Just a block from downtown Holland, Michigan on the banks of the Black River is an old industrial site comprised of several acres of land which at various times in the city’s history had been the city dump, Board of Public Works water works, BPW electrical sub-station, and associated buildings and parking areas. Over time this prime real estate was redeveloped into community parks and garden space through many phases.
Wildside Associates’ Brian Creek designed and directed the construction of a 6 acre tulip display garden for Holland’s annual Tulip Festival on the site of the old BPW facilities following site restoration by the BPW. Soils on this site were very poor fill and were filled with weed seeds. (There was also a small but significant amount of methane gas leaching out of the old dump into the soil. The methane pushed out gasses that should be in the soil like oxygen and carbon dioxide, resulting in high and mysterious plant mortality until we identified the cause and developed remedial action.) The project involved replacing or amending over 5 acres of soils, frequent tillage of the area to exhaust the weed seed bank, developing a grading plan to control water and soil movement on site and to allow for public use, construction of large tulip fields, berms, retaining walls, and pedestrian circulation. The site was screened from nearby commercial uses with several large pine and white cedar trees moved to the site with tree spades.

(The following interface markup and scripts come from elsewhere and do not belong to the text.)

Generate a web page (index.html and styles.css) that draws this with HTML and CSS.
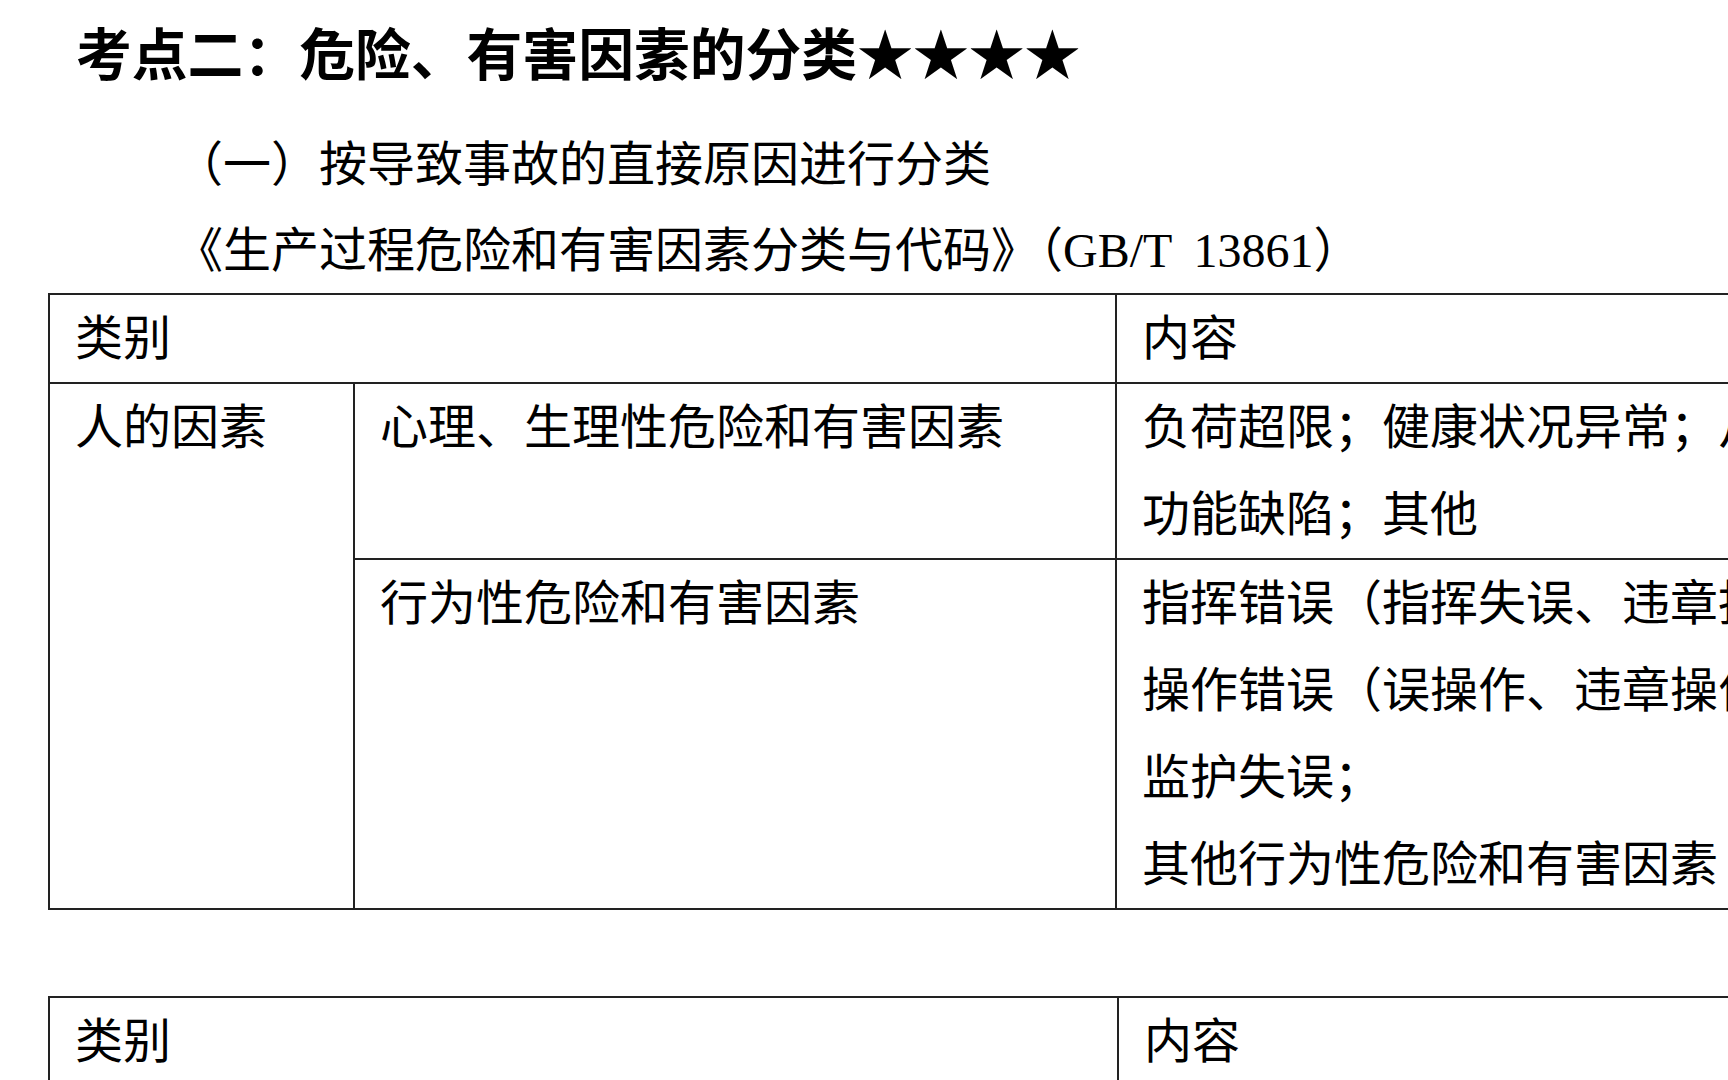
FILE: index.html
```html
<!DOCTYPE html>
<html lang="zh-CN">
<head>
<meta charset="utf-8">
<title>考点二：危险、有害因素的分类</title>
<link rel="stylesheet" href="styles.css">
</head>
<body>
<div class="page">
  <h1 class="title">考点二：危险、有害因素的分类★★★★</h1>
  <p class="para para-first">（一）按导致事故的直接原因进行分类</p>
  <p class="para">《生产过程危险和有害因素分类与代码》（<span class="latin">GB/T 13861</span>）</p>

  <table class="grid">
    <colgroup><col class="c1"><col class="c2"><col class="c3"></colgroup>
    <tr><td colspan="2"><div class="cell">类别</div></td><td><div class="cell">内容</div></td></tr>
    <tr>
      <td rowspan="2"><div class="cell">人的因素</div></td>
      <td><div class="cell">心理、生理性危险和有害因素</div></td>
      <td><div class="cell">负荷超限；健康状况异常；从事禁忌作业；心理异常；辨识<br>功能缺陷；其他</div></td>
    </tr>
    <tr>
      <td><div class="cell">行为性危险和有害因素</div></td>
      <td><div class="cell">指挥错误（指挥失误、违章指挥、其他指挥错误）；<br>操作错误（误操作、违章操作、其他操作错误）；<br>监护失误；<br>其他行为性危险和有害因素</div></td>
    </tr>
  </table>

  <table class="grid grid-second">
    <colgroup><col class="c1"><col class="c2b"><col class="c3"></colgroup>
    <tr><td colspan="2"><div class="cell">类别</div></td><td><div class="cell">内容</div></td></tr>
    <tr>
      <td><div class="cell">物的因素</div></td>
      <td><div class="cell">物理性危险和有害因素</div></td>
      <td><div class="cell">设备、设施、工具、附件缺陷；防护缺陷；电危害；噪声；振动危害</div></td>
    </tr>
  </table>
</div>
</body>
</html>
```
FILE: styles.css
```css
html, body {
  margin: 0;
  padding: 0;
  background: #ffffff;
  overflow: hidden;
}

body {
  width: 1728px;
  height: 1080px;
  font-family: "Noto Sans CJK SC", "Noto Sans", sans-serif;
  color: #000000;
}

.page {
  padding-left: 48px;
}

.title {
  margin: 0;
  padding-left: 28px;
  font-size: 55.8px;
  font-weight: 700;
  line-height: 102px;
  white-space: nowrap;
}

.para {
  margin: 0;
  padding-left: 127px;
  font-size: 48px;
  line-height: 86px;
  font-weight: 400;
  white-space: nowrap;
}

.para-first {
  margin-top: 15px;
}

.latin {
  font-family: "Liberation Serif", serif;
  font-size: 48px;
  line-height: 1;
  word-spacing: 10px;
}

.grid {
  border-collapse: collapse;
  table-layout: fixed;
  width: 2397px;
  margin-top: 4px;
  font-size: 48px;
  line-height: 87px;
}

.grid td {
  border: 2px solid #222222;
  padding: 0 0 0 25px;
  vertical-align: top;
  white-space: nowrap;
  overflow: hidden;
}

.cell {
  margin: -4px 0 4px;
}

.c1 { width: 305px; }
.c2 { width: 762px; }
.c2b { width: 764px; }
.c3 { width: 1330px; }

.grid-second {
  margin-top: 86px;
}
```
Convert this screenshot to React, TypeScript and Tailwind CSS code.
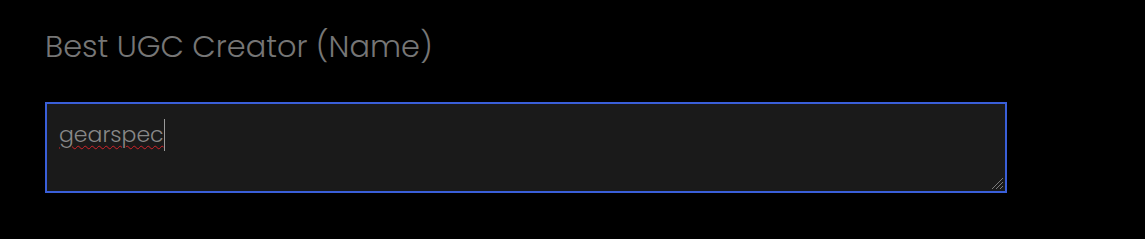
import React from "react";

export default function App() {
  return (
    <div className="w-[1145px] h-[239px] bg-black pl-[45px] pt-[26px]" style={{ fontFamily: '"Poppins", "Lato", "Open Sans", sans-serif' }}>
      <div className="text-[30.4px] font-light text-[#767676] leading-[42px]">Best UGC Creator (Name)</div>
      <div className="mt-[34px] relative w-[962px] h-[91px] border-2 border-[#3a5fd9] bg-[#1a1a1a] px-[12px] pt-[15px]">
        <div className="flex items-center text-[22px] font-light text-[#888888] leading-[32px]">
          <span className="underline decoration-wavy decoration-[#d0232a] decoration-1 underline-offset-[3px]">gearspec</span>
          <span className="inline-block w-px h-[32px] bg-[#9a9a9a]" />
        </div>
        <svg className="absolute right-[1px] bottom-[1px]" width="14" height="14" viewBox="0 0 14 14">
          <line x1="13" y1="2" x2="2" y2="13" stroke="#7a7a7a" strokeWidth="1" />
          <line x1="13" y1="6" x2="6" y2="13" stroke="#7a7a7a" strokeWidth="1" />
          <line x1="13" y1="10" x2="10" y2="13" stroke="#7a7a7a" strokeWidth="1" />
        </svg>
      </div>
    </div>
  );
}
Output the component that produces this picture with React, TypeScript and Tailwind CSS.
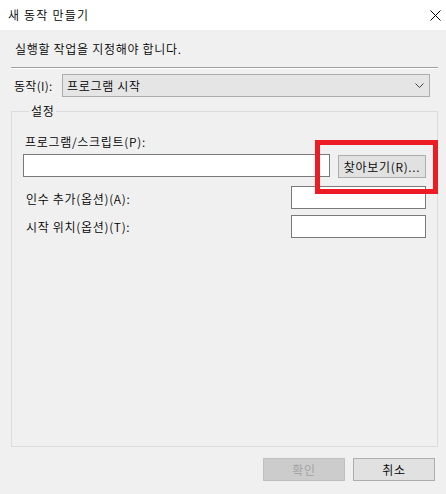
import React from 'react'

function CloseIcon() {
    return (
        <svg width="11" height="11" viewBox="0 0 11 11" className="block">
            <path d="M0.5 0.5 L10.5 10.5 M10.5 0.5 L0.5 10.5" stroke="#000" strokeWidth="1" fill="none" />
        </svg>
    )
}

function Chevron() {
    return (
        <svg width="9" height="5" viewBox="0 0 9 5" className="block">
            <path d="M0.5 0.5 L4.5 4.5 L8.5 0.5" stroke="#444" strokeWidth="1" fill="none" />
        </svg>
    )
}

export default function App() {
    return (
        <div
            className="relative w-[446px] h-[494px] bg-[#f0f0f0] flex flex-col text-[12px] leading-[16px] tracking-[0.7px] font-[350] text-black overflow-hidden"
            style={{ fontFamily: '"Noto Sans CJK KR", "Noto Sans", sans-serif' }}
        >
            {/* title bar */}
            <div className="h-[30px] bg-white flex items-center justify-between pl-[8px] pr-[5px] shrink-0">
                <span className="text-[12px] tracking-[1.2px]">새 동작 만들기</span>
                <CloseIcon />
            </div>

            <div className="flex flex-col pl-[11px] pr-[8px]">
                <p className="mt-[11px] ml-[4px]">실행할 작업을 지정해야 합니다.</p>
                <div className="mt-[10px] h-[2px] border-t border-[#a0a0a0] border-b border-b-white"></div>

                <div className="mt-[5px] flex items-center">
                    <span className="w-[51px] pl-[3px] tracking-[0.3px]">동작(I):</span>
                    <div className="w-[368px] h-[23px] bg-[#e5e5e5] border border-[#adadad] flex items-center justify-between pl-[4px] pr-[5px]">
                        <span>프로그램 시작</span>
                        <Chevron />
                    </div>
                </div>

                <fieldset className="mt-[6px] h-[344px] border border-[#dcdcdc] px-[11px]">
                    <legend className="ml-[6px] px-[2px]">설정</legend>
                    <p className="mt-[15px] ml-[2px]">프로그램/스크립트(P):</p>
                    <div className="mt-[4px] flex items-start justify-between">
                        <div className="w-[307px] h-[23px] bg-white border border-[#7a7a7a]"></div>
                        <button className="mt-[1px] w-[88px] h-[23px] bg-[#e1e1e1] border border-[#adadad] flex items-center justify-center">
                            찾아보기(R)...
                        </button>
                    </div>
                    <div className="mt-[8px] flex items-center justify-between">
                        <span className="ml-[3px] mt-[2px]">인수 추가(옵션)(A):</span>
                        <div className="w-[135px] h-[23px] bg-white border border-[#7a7a7a]"></div>
                    </div>
                    <div className="mt-[6px] flex items-center justify-between">
                        <span className="ml-[3px] mt-[1px]">시작 위치(옵션)(T):</span>
                        <div className="w-[135px] h-[23px] bg-white border border-[#7a7a7a]"></div>
                    </div>
                </fieldset>

                <div className="mt-[11px] flex justify-end gap-[8px] pr-[3px]">
                    <button className="w-[82px] h-[23px] bg-[#cccccc] border border-[#bfbfbf] text-[#a0a0a0] flex items-center justify-center">
                        확인
                    </button>
                    <button className="w-[82px] h-[23px] bg-[#e1e1e1] border border-[#adadad] flex items-center justify-center">
                        취소
                    </button>
                </div>
            </div>

            {/* red highlight around browse button */}
            <div className="absolute left-[315px] top-[140px] w-[123px] h-[54px] border-[5px] border-[#ed1c24] pointer-events-none"></div>
        </div>
    )
}
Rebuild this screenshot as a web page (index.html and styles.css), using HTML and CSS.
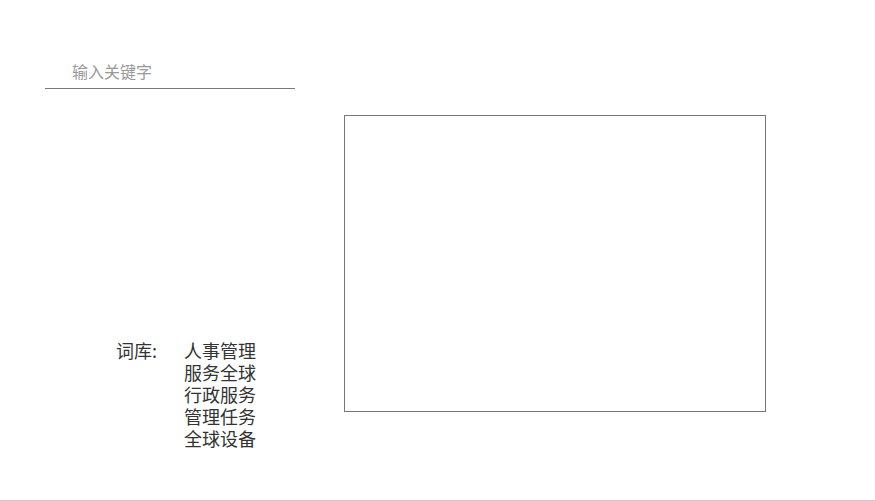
FILE: index.html
```html
<!DOCTYPE html>
<html lang="zh-CN">
<head>
<meta charset="utf-8">
<title>词库</title>
<link rel="stylesheet" href="styles.css">
</head>
<body>
<div class="page">
  <div class="sidebar">
    <input class="search" type="text" placeholder="输入关键字">
    <div class="lexicon">
      <div class="lexicon-label">词库:</div>
      <ul class="lexicon-list">
        <li>人事管理</li>
        <li>服务全球</li>
        <li>行政服务</li>
        <li>管理任务</li>
        <li>全球设备</li>
      </ul>
    </div>
  </div>
  <div class="content">
    <div class="canvas"></div>
  </div>
</div>
<div class="footer"></div>
</body>
</html>
```

FILE: styles.css
```css
html, body {
  margin: 0;
  padding: 0;
  background: #fff;
}
body {
  font-family: "Noto Sans CJK SC", "Noto Sans", sans-serif;
  color: #333;
  overflow: hidden;
}
.page {
  display: flex;
  height: 500px;
}
.sidebar {
  width: 344px;
  flex: none;
  box-sizing: border-box;
  padding: 57px 0 0 45px;
}
.search {
  display: block;
  box-sizing: border-box;
  width: 250px;
  height: 32px;
  margin: 0;
  padding: 0 0 3px 27px;
  border: none;
  border-bottom: 1px solid #7a7a7a;
  outline: none;
  font-family: "Noto Sans CJK SC", sans-serif;
  font-size: 16px;
  color: #333;
  background: transparent;
}
.search::placeholder {
  color: #999;
}
.lexicon {
  display: flex;
  margin-top: 250px;
  margin-left: 71px;
  font-size: 18px;
  line-height: 22px;
}
.lexicon-label {
  width: 68px;
  flex: none;
}
.lexicon-list {
  list-style: none;
  margin: 0;
  padding: 0;
}
.content {
  flex: none;
  padding-top: 115px;
}
.canvas {
  box-sizing: border-box;
  width: 422px;
  height: 297px;
  border: 1px solid #777;
}
.footer {
  height: 0;
  border-top: 1px solid #c8c8c8;
}
```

On the capped city dump, Brian designed and developed an eleven acre prairie in three units separated by mowed walking trails to simplify management with prescribed fire. Again, soils were quite poor and required amendment and final grading for control of stormwater on site. Using data from the Michigan Natural Features Inventory Brian developed a seed mix of prairie species native to west Michigan and a cover crop of oats to hold the soil until the prairie was established. From the beginning Brian had sought and received the approval of the city to allow management that included controlled burning each spring of all or part of the prairie. As this was done right downtown, it provided a great opportunity to provide public education on fire dependent ecosystems. Brian Creek wrote the burn plan and served as burn boss with park employees conducting the burn, with the city fire department in attendance as back-up. Under Brian the burns had a perfect safety record and accomplished their objectives in all except the first year after establishment when vegetation was too sparse to carry fire.